While these are recent examples, Mossawa, an Arab civil rights advocacy group in Israel, documented dozens of instances of racist declarations by public figures and thousands of examples of incitement on the Internet in 2007 alone. From
The Jerusalem Fund Information Brief
This article continues. In its 2007 Israeli Democracy Index, the Israel Democracy Institute found that 87 percent of all Israeli citizens rated Jewish-Arab relations in the country as being "poor" or "very poor."28

In addition:
· 78 percent of Israeli Jews opposed having Arab parties or ministers join Israel's government.29
· Just 56 percent of Israeli Jews support full equality for Palestinian citizens of Israel and an identical number agreed that "Arabs cannot attain the Jews' level of cultural development."30
· 75 percent of Israeli Jews agreed with the statement that "Arabs are inclined to violent behavior" (as compared with 54 percent of Palestinian citizens of Israel who had an equivalent view of Israeli Jews).31
· 43 percent of Israeli Jews agreed that "Arabs are not intelligent" and 55 percent agreed that "the government should encourage Arab emigration from the country."32
A recent Haifa University survey found that half of Israeli Jews object to Arabs living in their neighborhoods (56 percent of Arabs supported residential integration with Jews).33 Similarly, ACRI reported that 75 percent of Israeli Jews surveyed said they would not agree to live in the same building as Arabs. The same survey found that more than half of Israeli Jews felt that Arabs and Jews should have separate recreational facilities.34
There are two consistent trends among all these surveys: both Palestinian citizens of Israel and Israeli Jews hold some prejudices towards each other, but on almost every measure, Israeli Jewish views of Arabs are more negative and extreme than Arab views of Jews; second, the negative trends have risen markedly in recent years as the Israeli-Palestinian conflict has intensified. Between 2005 and 2006, there was a 26 percent rise in racist incidents targeting Arabs, and the number of Israeli Jews reporting they felt "hatred" towards Arabs doubled to 30 %. 5
While many right wing rabbis remain at the helm of decision making in this country, those citizens, who are liberal and tolerant, find it more difficult to view Pesach as the “Festival of Freedom”.

1 comment:

Anonymous said...

Your intentions are nice but your thinking is a touch muddled. Let me be as clear as I can:

Just because I hate somebody doesn't make me a "Racist". If the Canadians or the people who wear plaid pants were shooting us up, I might hate them.

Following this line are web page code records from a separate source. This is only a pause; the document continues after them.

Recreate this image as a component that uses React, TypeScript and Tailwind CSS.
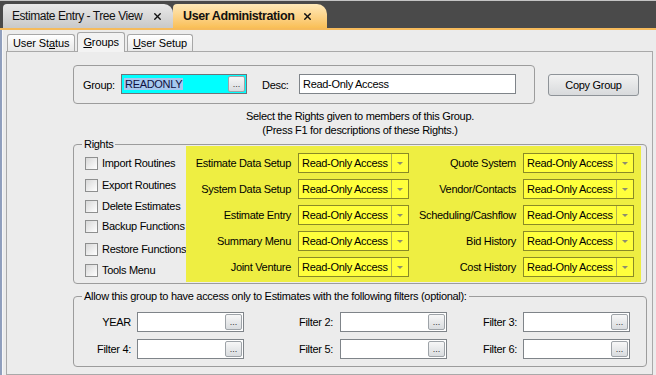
import { X } from 'lucide-react';

const leftRights = ['Estimate Data Setup', 'System Data Setup', 'Estimate Entry', 'Summary Menu', 'Joint Venture'];
const rightRights = ['Quote System', 'Vendor/Contacts', 'Scheduling/Cashflow', 'Bid History', 'Cost History'];

const checkRows = [
  { label: 'Import Routines', gap: 'mt-[12px]' },
  { label: 'Export Routines', gap: 'mt-[9px]' },
  { label: 'Delete Estimates', gap: 'mt-[8px]' },
  { label: 'Backup Functions', gap: 'mt-[7px]' },
  { label: 'Restore Functions', gap: 'mt-[10px]' },
  { label: 'Tools Menu', gap: 'mt-[8px]' },
];

function DotsButton() {
  return (
    <span className="flex h-[16px] w-[17px] shrink-0 items-end justify-center rounded-[2px] border border-[#9ea3a8] bg-gradient-to-b from-[#f7f7f7] to-[#d9dcdf] pb-[2px] text-[9px] leading-none tracking-normal text-[#333]">
      ...
    </span>
  );
}

function Dropdown() {
  return (
    <div className="flex h-[20px] w-[111px] shrink-0 border border-[#8a8a26] bg-[#ffff3c]">
      <span className="flex-1 overflow-hidden pl-[3px] leading-[18px]">Read-Only Access</span>
      <span className="flex w-[17px] shrink-0 items-center justify-center border-l border-[#b4b450]">
        <span className="h-0 w-0 border-x-[3px] border-t-[3px] border-x-transparent border-t-[#8e8e6e]" />
      </span>
    </div>
  );
}

function FilterInput() {
  return (
    <div className="flex h-[20px] w-[107px] shrink-0 items-center justify-end border border-[#7f8489] bg-white pr-[1px]">
      <DotsButton />
    </div>
  );
}

function Legend({ text }: { text: string }) {
  return (
    <span className="absolute -top-[8px] left-[8px] bg-[#ececec] px-[2px] leading-[14px]">{text}</span>
  );
}

export default function App() {
  return (
    <div className="flex h-[375px] w-[656px] flex-col overflow-hidden whitespace-nowrap bg-[#ececec] font-['Liberation_Sans',Arial,sans-serif] text-[11px] tracking-[-0.3px] text-black">
      {/* document tabs */}
      <div className="flex h-[28px] shrink-0 items-end border-t border-[#c4c4c4] bg-[#4a4a4a] pl-[3px]">
        <div className="flex h-[24px] w-[170px] items-center rounded-tl-[4px] rounded-tr-[9px] bg-gradient-to-b from-[#e9e9e9] to-[#c9c9c9] pl-[9px] pr-[5px] text-[12px] tracking-[-0.45px] text-[#111]">
          <span className="flex-1">Estimate Entry - Tree View</span>
          <X size={11} strokeWidth={3} className="mr-[5px] shrink-0" />
        </div>
        <div className="flex h-[24px] w-[154px] items-center rounded-tl-[4px] rounded-tr-[10px] bg-gradient-to-b from-[#ffe9b8] to-[#f9bf55] pl-[10px] pr-[5px] text-[12.5px] font-bold tracking-[-0.4px] text-[#111]">
          <span className="flex-1">User Administration</span>
          <X size={11} strokeWidth={3} className="mr-[9px] shrink-0" />
        </div>
      </div>
      <div className="h-[2px] shrink-0 bg-[#f6bb5c]" />

      <div className="flex flex-1">
        <div className="w-[2px] bg-[#909fbd]" />
        <div className="w-[1px] bg-[#f8f8f8]" />
        <div className="flex flex-1 flex-col pl-[3px] pr-[3px]">
          {/* sub tabs */}
          <div className="flex h-[21px] shrink-0 items-end gap-[2px] pl-[1px] tracking-[-0.1px]">
            <div className="h-[17px] rounded-t-[3px] border border-b-0 border-[#a7a7a7] bg-gradient-to-b from-white to-[#e8e8e8] px-[5px] leading-[16px]">
              User St<span className="underline">a</span>tus
            </div>
            <div className="relative z-10 -mb-px h-[20px] rounded-t-[3px] border border-b-0 border-[#a7a7a7] bg-[#f3f3f3] px-[5px] leading-[18px]">
              <span className="underline">G</span>roups
            </div>
            <div className="h-[17px] rounded-t-[3px] border border-b-0 border-[#a7a7a7] bg-gradient-to-b from-white to-[#e8e8e8] px-[5px] leading-[16px]">
              <span className="underline">U</span>ser Setup
            </div>
          </div>

          <div className="flex flex-1 flex-col border border-[#a9a9a9] pl-[66px]">
            <div className="flex w-[574px] flex-col">
              {/* group row */}
              <div className="mt-[13px] flex items-start">
                <div className="flex h-[39px] w-[462px] items-start rounded-[4px] border border-[#9c9c9c] pl-[9px] pt-[8px]">
                  <span className="mt-[3px] w-[38px]">Group:</span>
                  <div className="flex h-[20px] w-[126px] items-center border border-[#6f7479] bg-[#00ffff] pl-[2px] pr-[1px]">
                    <span className="flex-1">
                      <span className="bg-[#a6c8ef] px-[1px] text-[#101040]">READONLY</span>
                    </span>
                    <DotsButton />
                  </div>
                  <span className="ml-[15px] mt-[3px] w-[37px]">Desc:</span>
                  <div className="h-[20px] w-[217px] border border-[#7f8489] bg-white pl-[3px] leading-[18px]">
                    Read-Only Access
                  </div>
                </div>
                <button
                  type="button"
                  className="ml-[13px] mt-[9px] h-[22px] w-[91px] rounded-[3px] border border-[#8e9398] bg-gradient-to-b from-[#f2f2f2] to-[#d8dadc] text-[11px]"
                >
                  Copy Group
                </button>
              </div>

              {/* hint */}
              <div className="mt-[5px] text-center leading-[14px]">
                <p>Select the Rights given to members of this Group.</p>
                <p>(Press F1 for descriptions of these Rights.)</p>
              </div>

              {/* rights */}
              <div className="relative mt-[7px] flex h-[140px] rounded-[4px] border border-[#9c9c9c]">
                <Legend text="Rights" />
                <div className="flex w-[112px] flex-col overflow-hidden pl-[11px]">
                  {checkRows.map((row) => (
                    <div key={row.label} className={`flex h-[13px] items-center ${row.gap}`}>
                      <span className="h-[13px] w-[13px] shrink-0 border border-[#8e8f8f] bg-gradient-to-br from-[#d8d8d8] to-white" />
                      <span className="ml-[4px]">{row.label}</span>
                    </div>
                  ))}
                </div>
                <div className="mb-[1px] mt-[1px] flex w-[455px] flex-col gap-[6px] bg-[#eeee42] pb-[4px] pr-[7px] pt-[7px]">
                  {leftRights.map((label, i) => (
                    <div key={label} className="flex items-center">
                      <span className="w-[105px] text-right">{label}</span>
                      <span className="ml-[7px]">
                        <Dropdown />
                      </span>
                      <span className="w-[107px] text-right">{rightRights[i]}</span>
                      <span className="ml-[7px]">
                        <Dropdown />
                      </span>
                    </div>
                  ))}
                </div>
              </div>

              {/* filters */}
              <div className="relative mt-[12px] flex h-[71px] flex-col gap-[7px] rounded-[4px] border border-[#9c9c9c] pt-[15px]">
                <Legend text="Allow this group to have access only to Estimates with the following filters (optional):" />
                {[
                  ['YEAR', 'Filter 2:', 'Filter 3:'],
                  ['Filter 4:', 'Filter 5:', 'Filter 6:'],
                ].map((row) => (
                  <div key={row[0]} className="flex items-center">
                    <span className="w-[57px] text-right">{row[0]}</span>
                    <span className="ml-[6px]">
                      <FilterInput />
                    </span>
                    <span className="w-[89px] text-right">{row[1]}</span>
                    <span className="ml-[7px]">
                      <FilterInput />
                    </span>
                    <span className="w-[70px] text-right">{row[2]}</span>
                    <span className="ml-[6px]">
                      <FilterInput />
                    </span>
                  </div>
                ))}
              </div>
            </div>
          </div>
        </div>
      </div>
    </div>
  );
}
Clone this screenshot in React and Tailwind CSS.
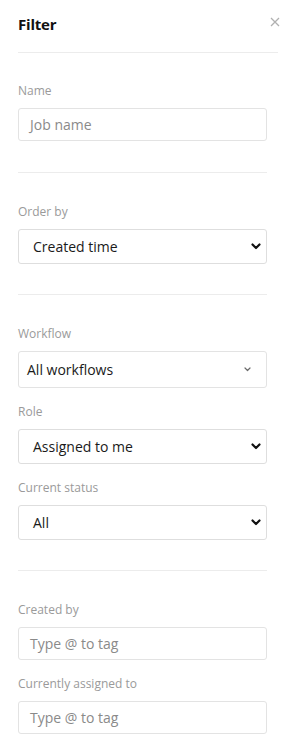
function Chevron({ thin }) {
  if (thin) {
    return (
      <svg width="7" height="5" viewBox="0 0 7 5" fill="none" stroke="#6b6b6b" strokeWidth="1.2" strokeLinecap="round" strokeLinejoin="round">
        <path d="M1 1l2.5 2.5L6 1" />
      </svg>
    );
  }
  return (
    <svg width="10" height="7" viewBox="0 0 10 7" fill="none" stroke="#111111" strokeWidth="2.2" strokeLinecap="round" strokeLinejoin="round">
      <path d="M1.5 1.5L5 5l3.5-3.5" />
    </svg>
  );
}

function Label({ children }) {
  return <div className="text-[12px] leading-[16px] text-[#9a9a9a] mb-[9px]">{children}</div>;
}

function TextInput({ placeholder }) {
  return (
    <div className="h-[33px] w-[249px] rounded-[3px] border border-[#e3e3e3] bg-white flex items-center pl-[11px] text-[14px] text-[#8a8a8a]">
      {placeholder}
    </div>
  );
}

function NativeSelect({ value }) {
  return (
    <div className="h-[35px] w-[249px] rounded-[3px] border border-[#dedede] bg-white flex items-center justify-between pl-[14px] pr-[5px] text-[14px] text-[#1a1a1a]">
      <span>{value}</span>
      <Chevron />
    </div>
  );
}

function CustomSelect({ value }) {
  return (
    <div className="h-[37px] w-[249px] rounded-[3px] border border-[#e3e3e3] bg-white flex items-center justify-between pl-[8px] pr-[15px] text-[14px] text-[#1a1a1a]">
      <span>{value}</span>
      <Chevron thin />
    </div>
  );
}

function Divider() {
  return <div className="h-px w-[249px] bg-[#ececec]" />;
}

export default function App() {
  return (
    <div
      className="w-[287px] h-[745px] bg-white overflow-hidden"
      style={{ fontFamily: '"Open Sans", "Noto Sans", Arial, sans-serif' }}
    >
      {/* HEADER */}
      <div className="flex items-start justify-between ml-[18px] mr-[9px] pt-[14px] h-[53px] border-b border-[#ececec]">
        <div className="text-[15px] leading-[20px] font-bold text-[#111111] tracking-[-0.2px]">Filter</div>
        <svg width="10" height="10" viewBox="0 0 10 10" stroke="#b0b0b0" strokeWidth="1.3" className="mt-[3px] -mr-[2px]">
          <path d="M1 1l8 8M9 1l-8 8" />
        </svg>
      </div>

      <div className="px-[18px]">
        {/* NAME */}
        <div className="pt-[30px]">
          <Label>Name</Label>
          <TextInput placeholder="Job name" />
        </div>

        <div className="pt-[31px]">
          <Divider />
        </div>

        {/* ORDER BY */}
        <div className="pt-[31px]">
          <Label>Order by</Label>
          <NativeSelect value="Created time" />
        </div>

        <div className="pt-[30px]">
          <Divider />
        </div>

        {/* WORKFLOW / ROLE / STATUS */}
        <div className="pt-[31px] flex flex-col gap-[16px]">
          <div>
            <Label>Workflow</Label>
            <CustomSelect value="All workflows" />
          </div>
          <div>
            <Label>Role</Label>
            <NativeSelect value="Assigned to me" />
          </div>
          <div>
            <Label>Current status</Label>
            <NativeSelect value="All" />
          </div>
        </div>

        <div className="pt-[30px]">
          <Divider />
        </div>

        {/* PEOPLE */}
        <div className="pt-[31px] flex flex-col gap-[16px]">
          <div>
            <Label>Created by</Label>
            <TextInput placeholder="Type @ to tag" />
          </div>
          <div>
            <Label>Currently assigned to</Label>
            <TextInput placeholder="Type @ to tag" />
          </div>
        </div>
      </div>
    </div>
  );
}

In fact, we might make it a rule to stop all associations with people who wear plaid pants or with Canadians, as the case may be.

People in time of war and death sometimes use bad language. That doesn't mean that the bad language caused the war.

As it turns out, the Jewish Israelis come in more colors than the local Arabs. The Jews are more racially diverse.

There are lots of incidents. Classifying any of them as "Racial" is at best highly questionable. It is however, pejorative, trivializing, and a deliberate failure to understand the issues.